Ref url:- http://www.bangkokpost.com/news/local/9870...ntinue-into-feb

THE BIG FREEZE

Cold spell expected to continue into Feb

A cold spell which blew in from China last weekend will grip all regions until next month, but the weather will gradually become warmer by the end of the week.

Somchai Baimuang, director of the Meteorological Department's weather forecast bureau, said temperatures in all regions have plunged in recent days due to a high pressure system from China which has extended its ridge over Thailand.

The cold weather will last until next month, but temperatures will rise one or two degrees Celsius starting from this weekend, he said.

The average temperature in many areas would be 20 degrees Celsius.

In Bangkok, the lowest temperature was measured at 14.7 degrees Celsius at Don Mueang airport on Jan 11. It was the lowest temperature recorded in the capital in 10 years.

Bangkok experienced its lowest temperature of 9.9 degrees Celsius in 1955.

Temperatures in several provinces plunged to record lows.

In northeastern Nakhon Phanom province, the lowest temperature was measured at 4.2 degrees Celsius on Jan 11, beating the previous record low of 4.5 degrees on Jan 30, 1983.

In central Pathum Thani province, the lowest temperature was 14.5 degrees on Jan 12, lower than the lowest record of 15.6 on Jan 3, 1999.

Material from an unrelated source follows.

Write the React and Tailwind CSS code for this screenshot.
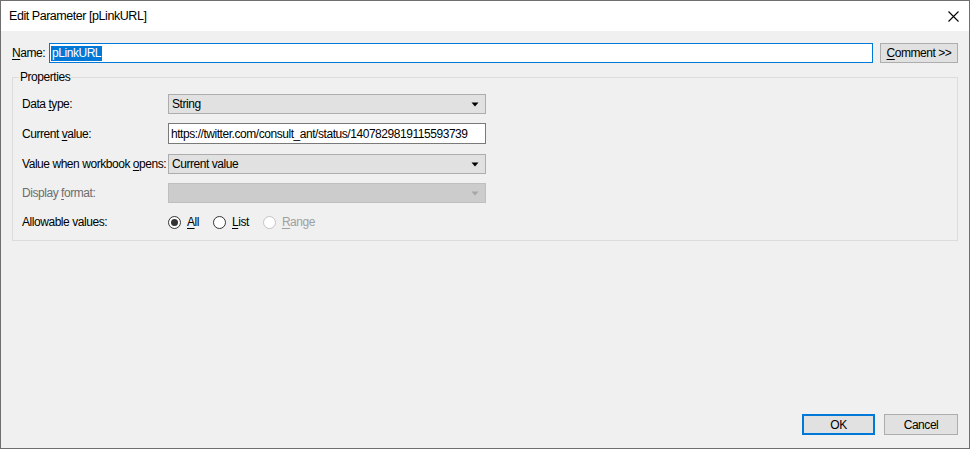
import React from "react";

const font = { fontFamily: '"Liberation Sans", Arial, sans-serif' };

function Key({ children }) {
  return <span className="underline underline-offset-[2px]">{children}</span>;
}

function Arrow({ disabled }) {
  return (
    <svg width="8" height="5" viewBox="0 0 8 5" className="shrink-0">
      <path d="M0.5 0.5 H7.5 L4 4.5 Z" fill={disabled ? "#a6a6a6" : "#000"} />
    </svg>
  );
}

function Select({ value, disabled }) {
  return (
    <div
      className={
        "flex h-[20px] w-[318px] items-center justify-between border pl-[3px] pr-[6px] " +
        (disabled ? "border-[#bfbfbf] bg-[#cccccc]" : "border-[#adadad] bg-[#e1e1e1]")
      }
    >
      <span>{value}</span>
      <Arrow disabled={disabled} />
    </div>
  );
}

function Radio({ checked, disabled, children }) {
  return (
    <div className={"flex items-center gap-[6px] " + (disabled ? "text-[#a0a0a0]" : "")}>
      <span
        className={
          "flex h-[13px] w-[13px] items-center justify-center rounded-full border bg-white " +
          (disabled ? "border-[#c4c4c4]" : "border-[#333]")
        }
      >
        {checked && <span className="h-[7px] w-[7px] rounded-full bg-[#333]" />}
      </span>
      <span>{children}</span>
    </div>
  );
}

function Row({ label, disabled, className, children }) {
  return (
    <div className={"flex items-center " + (className || "")}>
      <div className={"w-[146px] " + (disabled ? "text-[#6d6d6d]" : "")}>{label}</div>
      {children}
    </div>
  );
}

export default function App() {
  return (
    <div
      className="flex h-[449px] w-[970px] flex-col border border-[#6f6f6f] bg-[#f0f0f0] text-[12px] leading-[14px] tracking-[-0.45px] text-black"
      style={font}
    >
      {/* Title bar */}
      <div className="flex h-[30px] shrink-0 items-center justify-between bg-white pl-[8px] pr-[10px]">
        <span className="text-[12.5px]">Edit Parameter [pLinkURL]</span>
        <svg width="11" height="11" viewBox="0 0 11 11">
          <path d="M0.5 0.5 L10.5 10.5 M10.5 0.5 L0.5 10.5" stroke="#000" strokeWidth="1.1" />
        </svg>
      </div>

      <div className="flex flex-1 flex-col px-[11px] pt-[12px] pb-[13px]">
        {/* Name row */}
        <div className="flex h-[20px] items-center">
          <div className="w-[37px]">
            <Key>N</Key>ame:
          </div>
          <div className="flex h-[20px] flex-1 items-center border border-[#0078d7] bg-white pl-[1px]">
            <span className="bg-[#0078d7] px-[1px] leading-[15px] text-white">pLinkURL</span>
          </div>
          <div className="ml-[7px] flex h-[20px] w-[78px] items-center justify-center border border-[#adadad] bg-[#e1e1e1]">
            <span>
              <Key>C</Key>omment &gt;&gt;
            </span>
          </div>
        </div>

        {/* Properties group */}
        <div className="relative mt-[14px] h-[164px] border border-[#dcdcdc] pl-[9px] pt-[16px]">
          <span className="absolute left-[6px] top-[-8px] bg-[#f0f0f0] px-[1px]">Properties</span>

          <Row label={<>Data <Key>t</Key>ype:</>}>
            <Select value="String" />
          </Row>

          <Row label={<>Current <Key>v</Key>alue:</>} className="mt-[9px]">
            <div className="flex h-[21px] w-[318px] items-center border border-[#7a7a7a] bg-white pl-[2px]">
              https://twitter.com/consult_ant/status/1407829819115593739
            </div>
          </Row>

          <Row label={<>Value when workbook <Key>o</Key>pens:</>} className="mt-[10px]">
            <Select value="Current value" />
          </Row>

          <Row label={<>Display <Key>f</Key>ormat:</>} disabled className="mt-[9px]">
            <Select value="" disabled />
          </Row>

          <Row label="Allowable values:" className="mt-[12px]">
            <div className="flex items-center gap-[14px]">
              <Radio checked>
                <Key>A</Key>ll
              </Radio>
              <Radio>
                <Key>L</Key>ist
              </Radio>
              <Radio disabled>
                <Key>R</Key>ange
              </Radio>
            </div>
          </Row>
        </div>

        {/* Buttons */}
        <div className="mt-auto flex justify-end gap-[9px]">
          <div className="flex h-[21px] w-[73px] items-center justify-center border-2 border-[#0078d7] bg-[#e1e1e1]">
            OK
          </div>
          <div className="flex h-[21px] w-[74px] items-center justify-center border border-[#adadad] bg-[#e1e1e1]">
            Cancel
          </div>
        </div>
      </div>
    </div>
  );
}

In southern Krabi, the lowest temperature was measured at 15.3 degrees on Jan 11 against the previous record of 17.9 degrees on Jan 8, 1994.

Chilly weather has so far caused damage to at least 150,000 rai of paddy fields in Phitsanulok province.

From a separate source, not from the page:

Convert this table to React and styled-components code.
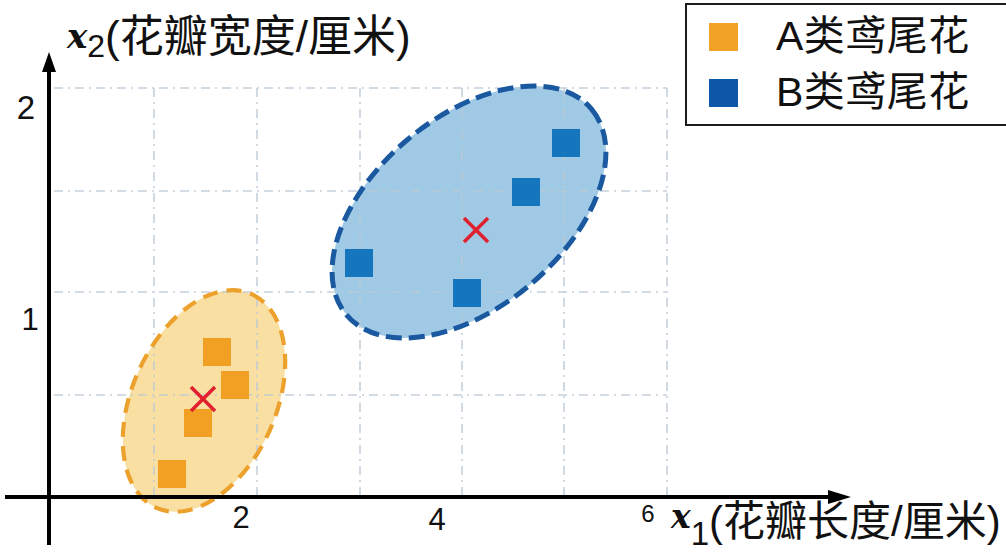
import React from "react";
import styled, { createGlobalStyle } from "styled-components";

const GlobalStyle = createGlobalStyle`
  html, body {
    margin: 0;
    padding: 0;
    background: #ffffff;
  }
`;

const CJK = `"Liberation Sans", "Noto Sans CJK SC", sans-serif`;

const Figure = styled.div`
  position: relative;
  width: 1006px;
  height: 552px;
  overflow: hidden;
  background: #ffffff;
  font-family: ${CJK};
`;

const Chart = styled.svg`
  display: block;
`;

const Legend = styled.div`
  position: absolute;
  left: 685px;
  top: 3px;
  width: 301px;
  height: 119px;
  border: 2px solid #1c1c1c;
  background: #ffffff;
  display: flex;
  flex-direction: column;
  justify-content: center;
  gap: 19px;
  padding-left: 22px;
  box-sizing: content-box;
`;

const LegendRow = styled.div`
  display: flex;
  align-items: center;
  height: 37px;
`;

const Swatch = styled.span`
  width: 29px;
  height: 28px;
  background: ${(p) => p.color};
  margin-right: 38px;
  flex: none;
`;

const LegendLabel = styled.span`
  font-family: ${CJK};
  font-size: 41px;
  line-height: 1;
  color: #111111;
  letter-spacing: 0.5px;
`;

const gridXs = [154, 257, 360, 462, 564, 667];
const gridYs = [88, 191, 292, 395];

const blue = [
  [359, 263],
  [467, 293],
  [526, 192],
  [566, 143],
];
const orange = [
  [217, 352],
  [235, 385],
  [198, 423],
  [172, 474],
];

const Square = ({ x, y, color }) => (
  <rect x={x - 14} y={y - 14} width={28} height={28} fill={color} />
);

const Cross = ({ x, y }) => (
  <g stroke="#e0202e" strokeWidth={3.6} strokeLinecap="butt">
    <line x1={x - 12} y1={y - 12} x2={x + 12} y2={y + 12} />
    <line x1={x + 12} y1={y - 12} x2={x - 12} y2={y + 12} />
  </g>
);

const gridDash = "9 5 2 5";

export default function App() {
  return (
    <>
      <GlobalStyle />
      <Figure>
        <Chart width="1006" height="552" viewBox="0 0 1006 552">
          {/* cluster fills */}
          <ellipse
            cx={469}
            cy={212}
            rx={160}
            ry={95}
            transform="rotate(-40 469 212)"
            fill="#9fc9e5"
          />
          <ellipse
            cx={204}
            cy={401}
            rx={117}
            ry={72}
            transform="rotate(-66 204 401)"
            fill="#fadfa3"
          />

          {/* grid */}
          <g stroke="#bccad6" strokeWidth={1.6} strokeDasharray={gridDash} opacity={0.85}>
            {gridYs.map((y) => (
              <line key={"h" + y} x1={54} y1={y} x2={667} y2={y} />
            ))}
            {gridXs.map((x) => (
              <line key={"v" + x} x1={x} y1={88} x2={x} y2={495} />
            ))}
          </g>

          {/* cluster outlines */}
          <ellipse
            cx={469}
            cy={212}
            rx={160}
            ry={95}
            transform="rotate(-40 469 212)"
            fill="none"
            stroke="#1a58a0"
            strokeWidth={5}
            strokeDasharray="16 7"
          />
          <ellipse
            cx={204}
            cy={401}
            rx={117}
            ry={72}
            transform="rotate(-66 204 401)"
            fill="none"
            stroke="#eba12c"
            strokeWidth={4.2}
            strokeDasharray="15 9"
          />

          {/* axes */}
          <g stroke="#000" strokeWidth={4}>
            <line x1={49} y1={68} x2={49} y2={545} />
            <line x1={5} y1={497} x2={830} y2={497} />
          </g>
          <polygon points="49,52 42,72 56,72" fill="#000" />
          <polygon points="851,497 828,490 828,504" fill="#000" />

          {/* points */}
          {blue.map(([x, y]) => (
            <Square key={"b" + x} x={x} y={y} color="#1576bd" />
          ))}
          {orange.map(([x, y]) => (
            <Square key={"o" + x} x={x} y={y} color="#f2a024" />
          ))}
          <Cross x={476} y={230} />
          <Cross x={203} y={399} />

          {/* tick labels */}
          <g fontFamily={CJK} fill="#111">
            <text x={26} y={119} fontSize={33} textAnchor="middle">2</text>
            <text x={30} y={330} fontSize={31} textAnchor="middle">1</text>
            <text x={241} y={528} fontSize={31} textAnchor="middle">2</text>
            <text x={437} y={530} fontSize={31} textAnchor="middle">4</text>
            <text x={648} y={522} fontSize={24} textAnchor="middle">6</text>
          </g>

          {/* axis titles */}
          <text x={67} y={52} fontFamily={CJK} fontSize={44} fill="#111">
            <tspan
              fontFamily='"DejaVu Serif", serif'
              fontWeight="bold"
              fontStyle="italic"
              fontSize={34}
              dy={-4}
            >
              x
            </tspan>
            <tspan fontSize={32} dy={9}>2</tspan>
            <tspan dy={-5}>(花瓣宽度/厘米)</tspan>
          </text>
          <text x={671} y={536} fontFamily={CJK} fontSize={42} fill="#111">
            <tspan
              fontFamily='"DejaVu Serif", serif'
              fontWeight="bold"
              fontStyle="italic"
              fontSize={33}
              dy={-8}
            >
              x
            </tspan>
            <tspan fontSize={33} dy={17}>1</tspan>
            <tspan dy={-9}>(花瓣长度/厘米)</tspan>
          </text>
        </Chart>

        <Legend>
          <LegendRow>
            <Swatch color="#f2a226" />
            <LegendLabel>A类鸢尾花</LegendLabel>
          </LegendRow>
          <LegendRow>
            <Swatch color="#0d58a8" />
            <LegendLabel>B类鸢尾花</LegendLabel>
          </LegendRow>
        </Legend>
      </Figure>
    </>
  );
}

Kasem Phetkor, a farmer in tambon Wang Pikul of Wang Thong district, said about 100 rai of his rice field was damaged as humidity from heavy dew had caused an outbreak of the ragged stunt virus that disrupts rice growth.

A survey found about 20,000 rai of paddy fields in tambon Wang Pikul alone had been damaged by the cold weather.

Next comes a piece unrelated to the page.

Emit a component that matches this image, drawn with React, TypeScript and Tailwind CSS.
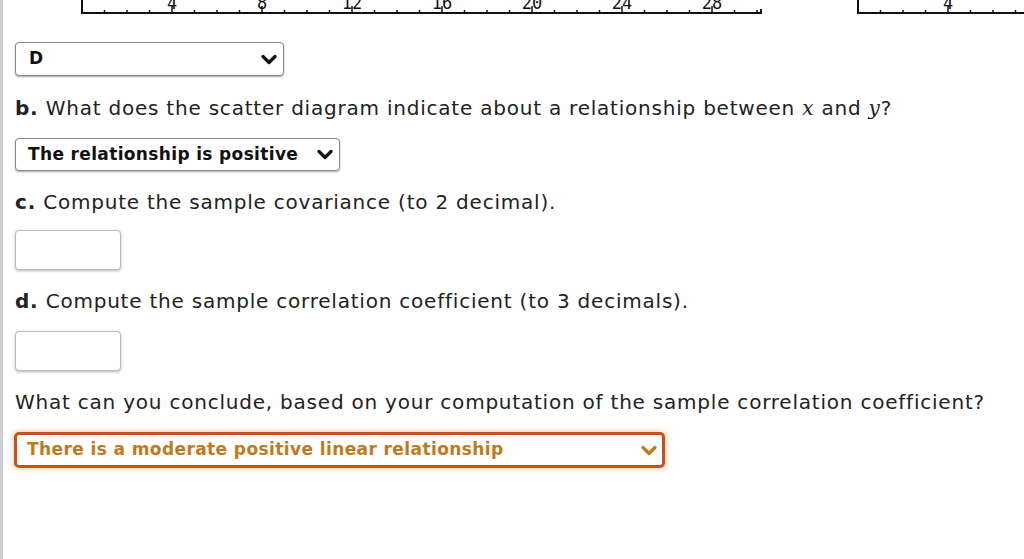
import React from 'react';

const font = { fontFamily: '"DejaVu Sans", Verdana, sans-serif' };

const Chevron = ({ color = '#111' }: { color?: string }) => (
  <svg width="16" height="11" viewBox="0 0 16 11" className="shrink-0">
    <polyline points="2,2.5 8,8.5 14,2.5" fill="none" stroke={color} strokeWidth="3.2" strokeLinecap="round" strokeLinejoin="round" />
  </svg>
);

const AxisStrip = () => {
  const unit = 22.5;
  const x0 = 82;
  const minor = Array.from({ length: 31 }, (_, i) => i);
  const labels = [4, 8, 12, 16, 20, 24, 28];
  const x1 = 858;
  return (
    <svg width="1024" height="20" className="block">
      <line x1={x0} y1="0" x2={x0} y2="14" stroke="#111" strokeWidth="2" />
      <line x1={x0} y1="13" x2="761" y2="13" stroke="#111" strokeWidth="2" />
      <line x1="761" y1="9" x2="761" y2="14" stroke="#111" strokeWidth="2" />
      {minor.map((i) => (
        <line key={i} x1={x0 + i * unit} y1={labels.includes(i) ? 6 : 10} x2={x0 + i * unit} y2="13" stroke="#111" strokeWidth="1.5" />
      ))}
      {labels.map((n) => (
        <text key={n} x={x0 + n * unit} y="9" textAnchor="middle" fontSize="17" fontFamily='"DejaVu Sans Mono", monospace' fill="#111">{n}</text>
      ))}
      <line x1={x1} y1="0" x2={x1} y2="14" stroke="#111" strokeWidth="2" />
      <line x1={x1} y1="13" x2="1024" y2="13" stroke="#111" strokeWidth="2" />
      {Array.from({ length: 8 }, (_, i) => i).map((i) => (
        <line key={i} x1={x1 + i * unit} y1={i === 4 ? 6 : 10} x2={x1 + i * unit} y2="13" stroke="#111" strokeWidth="1.5" />
      ))}
      <text x={x1 + 4 * unit} y="9" textAnchor="middle" fontSize="17" fontFamily='"DejaVu Sans Mono", monospace' fill="#111">4</text>
    </svg>
  );
};

const Select = ({ label, className }: { label: string; className: string }) => (
  <div className={`flex items-center justify-between rounded-[4px] border border-[#8a8a8a] bg-white shadow-[0_1px_2px_rgba(0,0,0,0.35)] ${className}`}>
    <span className="text-[17px] font-bold tracking-[0.35px] text-[#111]">{label}</span>
    <Chevron />
  </div>
);

const Input = () => (
  <div className="h-[40px] w-[106px] rounded-[4px] border border-[#bdbdbd] bg-white shadow-[0_1px_3px_rgba(0,0,0,0.3)]" />
);

const Q = ({ letter, children }: { letter: string; children: React.ReactNode }) => (
  <p className="text-[20px] leading-[24px] tracking-[0.78px] text-[#222]">
    <span className="font-bold">{letter}.</span> {children}
  </p>
);

const mathVar = { fontFamily: '"DejaVu Serif", serif' };

export default function App() {
  return (
    <div className="h-[559px] w-[1024px] overflow-hidden bg-white" style={font}>
      <div className="flex h-full">
        <div className="w-[3px] shrink-0 bg-[#cfcfcf]" />
        <div className="flex-1">
          <div className="-ml-[3px]">
            <AxisStrip />
          </div>
          <div className="pl-[12px]">
            <Select label="D" className="mt-[22px] h-[34px] w-[269px] pl-[13px] pr-[6px]" />
            <div className="mt-[20px]">
              <Q letter="b">
                What does the scatter diagram indicate about a relationship between{' '}
                <i style={mathVar}>x</i> and <i style={mathVar}>y</i>?
              </Q>
            </div>
            <Select label="The relationship is positive" className="mt-[18px] h-[33px] w-[325px] pl-[12px] pr-[6px]" />
            <div className="mt-[19px]">
              <Q letter="c">Compute the sample covariance (to 2 decimal).</Q>
            </div>
            <div className="mt-[16px]">
              <Input />
            </div>
            <div className="mt-[19px]">
              <Q letter="d">Compute the sample correlation coefficient (to 3 decimals).</Q>
            </div>
            <div className="mt-[18px]">
              <Input />
            </div>
            <p className="mt-[19px] text-[20px] leading-[24px] tracking-[0.78px] text-[#222]">
              What can you conclude, based on your computation of the sample correlation coefficient?
            </p>
            <div className="mt-[18px] -ml-[1px] w-[651px] rounded-[5px] shadow-[0_0_4px_2px_rgba(240,170,110,0.45)]">
              <div className="flex h-[36px] items-center justify-between rounded-[5px] border-[3px] border-[#c4521a] bg-white pl-[10px] pr-[5px]">
                <span className="text-[17px] font-bold tracking-[0.4px] text-[#c07a1c]">There is a moderate positive linear relationship</span>
                <Chevron color="#c07a1c" />
              </div>
            </div>
          </div>
        </div>
      </div>
    </div>
  );
}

In the entire province, at least 150,000 rai of paddy had been damaged.

Local agricultural officials yesterday warned farmers to take extra care of their fields as low temperatures would cause the spread of rice diseases.

If the cold spell dragged on, rice productivity in Phitsanulok province was expected to be reduced by 30-40%.

Unquote

It,s very cold by Thai standards here in Udonthani, feels colder than before, but the wife says it,s the same.